3. Discuss Expectations with Your Partner
Unequal labor often starts with unspoken assumptions. Have candid conversations about:
– Division of chores and childcare.
– Career priorities and financial planning.
– How you’ll protect each other’s mental health and personal time.

4. Advocate for Systemic Change
Push for policies that support modern parenting:
– If employed, ask about paternity leave options.
– Support legislation for affordable childcare and flexible work arrangements.

5. Embrace Flexibility
Parenting rarely goes as planned. Psychologist Dr. Emily Edlynn notes, “The most resilient parents are those who adapt their expectations without guilt.” Practice self-compassion and stay open to learning.

The Bigger Picture: Parenthood as a Shared Journey
The original debate about “suffering in paradise” highlights a universal truth: Parenthood is both rewarding and demanding.

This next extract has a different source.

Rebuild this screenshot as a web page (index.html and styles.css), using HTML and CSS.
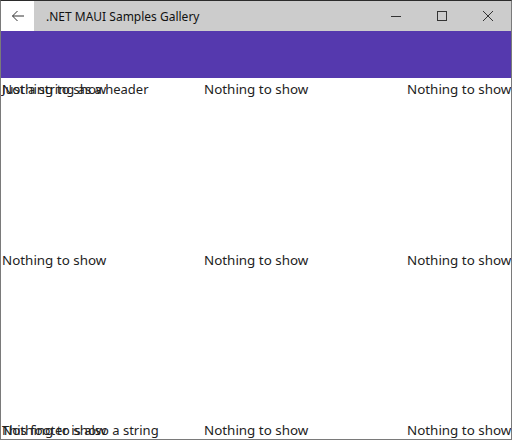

But framing it as a binary—paradise vs. suffering—misses the nuance. For every sleepless night, there’s a milestone that makes your heart swell. For every moment of self-doubt, there’s growth in resilience and love.

As you pursue fatherhood, remember that you’re not stepping into a predetermined role. You’re co-creating an experience shaped by your values, effort, and willingness to evolve. The challenges are real, but so is the potential for profound fulfillment—not because parenthood is perfect, but because it’s a journey that transforms you in ways you’ll only understand once you’re in it.

So, is parenthood worth it? Ask those who’ve lived it. Most will tell you: “It’s the hardest thing I’ve ever done—and I’d do it all over again.” The key is to enter it with eyes wide open, a commitment to partnership, and the humility to grow along the way.